**WORK INSTRUCTIONS:** Beneath this line are entries. Copy the range from the line with "Write a component" to the line with "string; left: Left;", ends included, exactly; leave pictures out.

**DATA TO USE:**
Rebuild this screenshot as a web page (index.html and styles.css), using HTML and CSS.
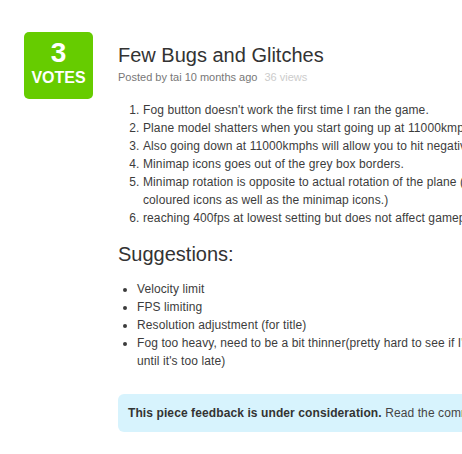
FILE: index.html
```html
<!DOCTYPE html>
<html lang="en">
<head>
<meta charset="utf-8">
<title>Few Bugs and Glitches</title>
<link rel="stylesheet" href="styles.css">
</head>
<body>
<div class="page">
  <div class="votes">
    <span class="votes-count">3</span>
    <span class="votes-label">VOTES</span>
  </div>
  <article class="idea">
    <h1 class="idea-title">Few Bugs and Glitches</h1>
    <p class="idea-meta">Posted by tai 10 months ago <span class="idea-views">36 views</span></p>
    <ol class="bug-list">
      <li>Fog button doesn't work the first time I ran the game.</li>
      <li>Plane model shatters when you start going up at 11000kmphs.</li>
      <li>Also going down at 11000kmphs will allow you to hit negative altitude.</li>
      <li>Minimap icons goes out of the grey box borders.</li>
      <li>Minimap rotation is opposite to actual rotation of the plane (both the coloured icons as well as the minimap icons.)</li>
      <li>reaching 400fps at lowest setting but does not affect gameplay.</li>
    </ol>
    <h2 class="section-title">Suggestions:</h2>
    <ul class="suggest-list">
      <li>Velocity limit</li>
      <li>FPS limiting</li>
      <li>Resolution adjustment (for title)</li>
      <li>Fog too heavy, need to be a bit thinner(pretty hard to see if I'm crashing until it's too late)</li>
    </ul>
    <div class="status"><strong>This piece feedback is under consideration.</strong> Read the comments.</div>
  </article>
</div>
</body>
</html>
```
FILE: styles.css
```css
html, body {
  margin: 0;
  padding: 0;
  overflow: hidden;
  background: #ffffff;
}
body {
  font-family: "Liberation Sans", Arial, sans-serif;
  font-size: 12px;
  color: #3c3c3c;
}
.page {
  display: flex;
  align-items: flex-start;
  gap: 25px;
  padding: 32px 0 0 24px;
  width: 600px;
}
.votes {
  flex: none;
  box-sizing: border-box;
  width: 69px;
  height: 67px;
  padding-top: 7px;
  background: #66cc00;
  border-radius: 5px;
  color: #ffffff;
  display: flex;
  flex-direction: column;
  align-items: center;
  font-weight: bold;
}
.votes-count {
  font-size: 28px;
  line-height: 28px;
}
.votes-label {
  margin-top: 3px;
  font-size: 16px;
  line-height: 16px;
}
.idea {
  flex: none;
  width: 418px;
}
.idea-title {
  margin: 11px 0 0;
  font-size: 20px;
  line-height: 24px;
  font-weight: normal;
  color: #333333;
}
.idea-meta {
  margin: 2px 0 0;
  font-size: 11px;
  line-height: 16px;
  color: #777777;
}
.idea-views {
  margin-left: 4px;
  color: #cccccc;
}
.bug-list {
  margin: 16px 0 0;
  padding-left: 25px;
  line-height: 18px;
  letter-spacing: 0.1px;
}
.section-title {
  margin: 15px 0 0;
  font-size: 20px;
  line-height: 24px;
  font-weight: normal;
  color: #333333;
}
.suggest-list {
  margin: 14px 0 0;
  padding-left: 19px;
  line-height: 18px;
  letter-spacing: 0.1px;
}
.status {
  margin-top: 24px;
  padding: 10px;
  line-height: 18px;
  background: #d7f3fd;
  border-radius: 6px;
  color: #444444;
  letter-spacing: 0.1px;
}
.status strong {
  color: #333333;
}
```
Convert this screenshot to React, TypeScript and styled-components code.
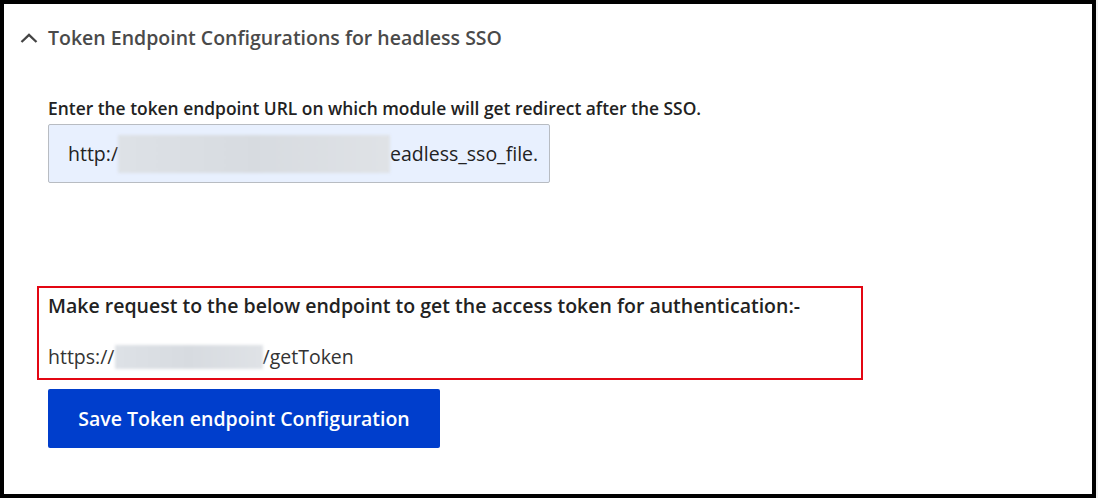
import React from 'react'
import styled, { createGlobalStyle } from 'styled-components'

const GlobalStyle = createGlobalStyle`
	html, body {
		margin: 0;
		padding: 0;
		background: #f2f2f2;
	}
	body {
		font-family: 'Open Sans', 'Liberation Sans', sans-serif;
	}
`

const Frame = styled.div`
	box-sizing: border-box;
	width: 1096px;
	height: 498px;
	border: 4px solid #000;
	background: #fff;
	display: flex;
	flex-direction: column;
`

const Header = styled.div`
	display: flex;
	align-items: center;
	gap: 10px;
	height: 68px;
	padding-left: 16px;
`

const Title = styled.h2`
	margin: 0;
	font-size: 19.5px;
	line-height: 24px;
	font-weight: 600;
	color: #4a4a4a;
`

const Body = styled.div`
	display: flex;
	flex-direction: column;
	align-items: flex-start;
	padding: 0 0 0 44px;
`

const Label = styled.label`
	margin-top: 26px;
	font-size: 17.4px;
	line-height: 20px;
	font-weight: 600;
	color: #222;
	white-space: nowrap;
`

const FakeInput = styled.div`
	box-sizing: border-box;
	margin-top: 6px;
	width: 502px;
	height: 59px;
	display: flex;
	align-items: center;
	padding-left: 19px;
	background: #e8f0fe;
	border: 1px solid #b8bcc2;
	border-radius: 2px;
	font-size: 19.5px;
	color: #222;
	white-space: nowrap;
	overflow: hidden;
`

const Redacted = styled.span<{ $w: number; $h: number }>`
	display: inline-block;
	flex: none;
	width: ${(p) => p.$w}px;
	height: ${(p) => p.$h}px;
	background: linear-gradient(90deg, #dde1e6, #d7dbe0 50%, #dfe2e6);
	filter: blur(1.5px);
`

const Highlight = styled.div`
	box-sizing: border-box;
	margin-top: 103px;
	margin-left: -11px;
	width: 826px;
	padding: 8px 0 11px 9px;
	border: 2px solid #e30613;
	display: flex;
	flex-direction: column;
	gap: 31px;
`

const Notice = styled.p`
	margin: 0;
	font-size: 19.5px;
	line-height: 20px;
	font-weight: 600;
	color: #222;
	white-space: nowrap;
`

const Endpoint = styled.div`
	display: flex;
	align-items: center;
	height: 20px;
	font-size: 19.5px;
	line-height: 20px;
	color: #333;
`

const SaveButton = styled.button`
	margin-top: 9px;
	width: 392px;
	height: 59px;
	border: none;
	border-radius: 2px;
	background: #003ecc;
	color: #fff;
	font-family: inherit;
	font-size: 19.5px;
	font-weight: 600;
	cursor: pointer;
`

const Chevron = () => (
	<svg width="18" height="12" viewBox="0 0 18 12" fill="none">
		<path d="M1.5 10 L9 2.8 L16.5 10" stroke="#444" strokeWidth="2.3" />
	</svg>
)

export default function App() {
	return (
		<>
			<GlobalStyle />
			<Frame>
				<Header>
					<Chevron />
					<Title>Token Endpoint Configurations for headless SSO</Title>
				</Header>
				<Body>
					<Label>Enter the token endpoint URL on which module will get redirect after the SSO.</Label>
					<FakeInput>
						http:/
						<Redacted $w={272} $h={38} />
						eadless_sso_file.
					</FakeInput>
					<Highlight>
						<Notice>Make request to the below endpoint to get the access token for authentication:-</Notice>
						<Endpoint>
							https://
							<Redacted $w={148} $h={24} />
							/getToken
						</Endpoint>
					</Highlight>
					<SaveButton>Save Token endpoint Configuration</SaveButton>
				</Body>
			</Frame>
		</>
	)
}
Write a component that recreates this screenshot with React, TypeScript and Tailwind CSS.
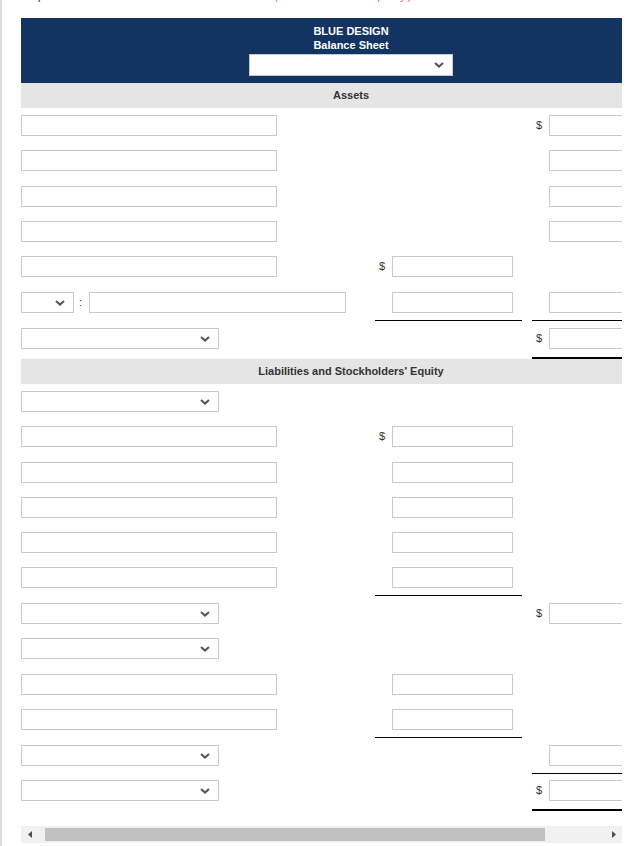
import React from "react";

type Left = "input" | "select" | "combo" | null;
type Cell = { dollar?: boolean; input?: boolean; line?: 0 | 1 | 2 };
type Row = { h: string; left: Left; mid?: Cell; right?: Cell };

const assets: Row[] = [
  { h: "h-[35px]", left: "input", right: { dollar: true, input: true } },
  { h: "h-[36px]", left: "input", right: { input: true } },
  { h: "h-[35px]", left: "input", right: { input: true } },
  { h: "h-[35px]", left: "input", right: { input: true } },
  { h: "h-[36px]", left: "input", mid: { dollar: true, input: true } },
  { h: "h-[36px]", left: "combo", mid: { input: true, line: 1 }, right: { input: true, line: 1 } },
  { h: "h-[31px]", left: "select", right: { dollar: true, input: true, line: 2 } },
];

const liabilities: Row[] = [
  { h: "h-[35px]", left: "select" },
  { h: "h-[36px]", left: "input", mid: { dollar: true, input: true } },
  { h: "h-[35px]", left: "input", mid: { input: true } },
  { h: "h-[35px]", left: "input", mid: { input: true } },
  { h: "h-[35px]", left: "input", mid: { input: true } },
  { h: "h-[36px]", left: "input", mid: { input: true, line: 1 } },
  { h: "h-[35px]", left: "select", right: { dollar: true, input: true } },
  { h: "h-[36px]", left: "select" },
  { h: "h-[35px]", left: "input", mid: { input: true } },
  { h: "h-[36px]", left: "input", mid: { input: true, line: 1 } },
  { h: "h-[35px]", left: "select", right: { input: true, line: 1 } },
  { h: "h-[46px]", left: "select", right: { dollar: true, input: true, line: 2 } },
];

function Chevron() {
  return (
    <svg width="10" height="6" viewBox="0 0 10 6" fill="none">
      <path d="M1 1l4 3.6L9 1" stroke="#555" strokeWidth="2" />
    </svg>
  );
}

function SelectBox({ className }: { className: string }) {
  return (
    <div className={`${className} h-[21px] border border-[#c9c9c9] bg-white flex items-center justify-end pr-[8px]`}>
      <Chevron />
    </div>
  );
}

function TextBox({ className }: { className: string }) {
  return <input type="text" className={`${className} h-[21px] border border-[#c9c9c9] bg-white outline-none`} />;
}

function Amount({ cell, width }: { cell?: Cell; width: string }) {
  return (
    <div className={`${width} flex flex-col`}>
      <div className="flex h-[21px] items-center">
        <span className="w-[17px] pl-[4px] text-[11px] text-[#333]">{cell?.dollar ? "$" : ""}</span>
        {cell?.input && <TextBox className="w-[121px]" />}
      </div>
      {cell?.line === 1 && <div className="mt-[7px] border-t border-black" />}
      {cell?.line === 2 && <div className="mt-[8px] border-t-2 border-black" />}
    </div>
  );
}

function LineRow({ row }: { row: Row }) {
  return (
    <div className={`${row.h} flex items-start`}>
      <div className="w-[354px] flex items-center">
        {row.left === "input" && <TextBox className="w-[256px]" />}
        {row.left === "select" && <SelectBox className="w-[198px]" />}
        {row.left === "combo" && (
          <>
            <SelectBox className="w-[53px]" />
            <span className="w-[15px] pl-[5px] text-[11px] text-[#333]">:</span>
            <TextBox className="w-[257px]" />
          </>
        )}
      </div>
      <Amount cell={row.mid} width="w-[147px]" />
      <div className="w-[10px]" />
      <Amount cell={row.right} width="w-[149px]" />
    </div>
  );
}

function SectionBar({ title }: { title: string }) {
  return (
    <div className="h-[25px] bg-[#e5e5e5] flex items-center justify-center text-[11px] font-bold text-[#333]">
      {title}
    </div>
  );
}

function Scrollbar() {
  return (
    <div className="w-[601px] h-[17px] bg-[#f1f1f1] flex items-center">
      <div className="w-[17px] flex justify-center">
        <svg width="4" height="7" viewBox="0 0 4 7">
          <path d="M4 0L0 3.5L4 7z" fill="#505050" />
        </svg>
      </div>
      <div className="ml-[7px] w-[500px] h-[13px] bg-[#c1c1c1]" />
      <div className="flex-1" />
      <div className="w-[17px] flex justify-center">
        <svg width="4" height="7" viewBox="0 0 4 7">
          <path d="M0 0L4 3.5L0 7z" fill="#505050" />
        </svg>
      </div>
    </div>
  );
}

export default function App() {
  return (
    <div className="h-[846px] border-l-2 border-[#dedede] bg-white pl-[19px] font-['Liberation_Sans',Arial,sans-serif]">
      {/* instruction line, scrolled mostly out of view */}
      <div className="h-[3px] overflow-hidden">
        <div className="-mt-[11px] flex text-[11px] leading-[14px] whitespace-nowrap">
          <span className="text-[#333]">Prepare a balance sheet</span>
          <span className="ml-[134px] italic text-[#e06a5a]">(List in the order of liquidity.)</span>
        </div>
      </div>

      <div className="mt-[15px] w-[601px] overflow-hidden">
        <div className="w-[660px]">
          {/* HEADER */}
          <div className="h-[65px] bg-[#133361] pt-[6px] flex flex-col items-center text-[11px] font-bold leading-[14px] text-white">
            <div>BLUE DESIGN</div>
            <div>Balance Sheet</div>
            <SelectBox className="mt-[2px] w-[204px] !h-[22px]" />
          </div>

          <SectionBar title="Assets" />
          <div className="pt-[7px]">
            {assets.map((r, i) => (
              <LineRow key={i} row={r} />
            ))}
          </div>

          <SectionBar title="Liabilities and Stockholders' Equity" />
          <div className="pt-[7px]">
            {liabilities.map((r, i) => (
              <LineRow key={i} row={r} />
            ))}
          </div>
        </div>
      </div>

      <Scrollbar />
    </div>
  );
}
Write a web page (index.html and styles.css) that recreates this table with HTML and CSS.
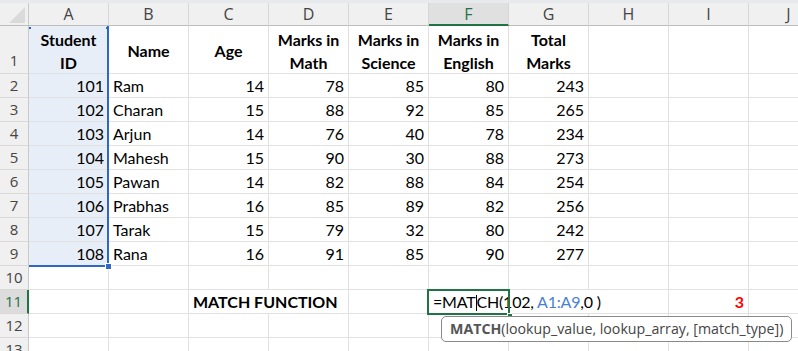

**THE SOLUTION:**
Write a component that recreates this screenshot with React, TypeScript and Tailwind CSS.
import React from "react";

type Left = "input" | "select" | "combo" | null;
type Cell = { dollar?: boolean; input?: boolean; line?: 0 | 1 | 2 };
type Row = { h: string; left: Left; mid?: Cell; right?: Cell };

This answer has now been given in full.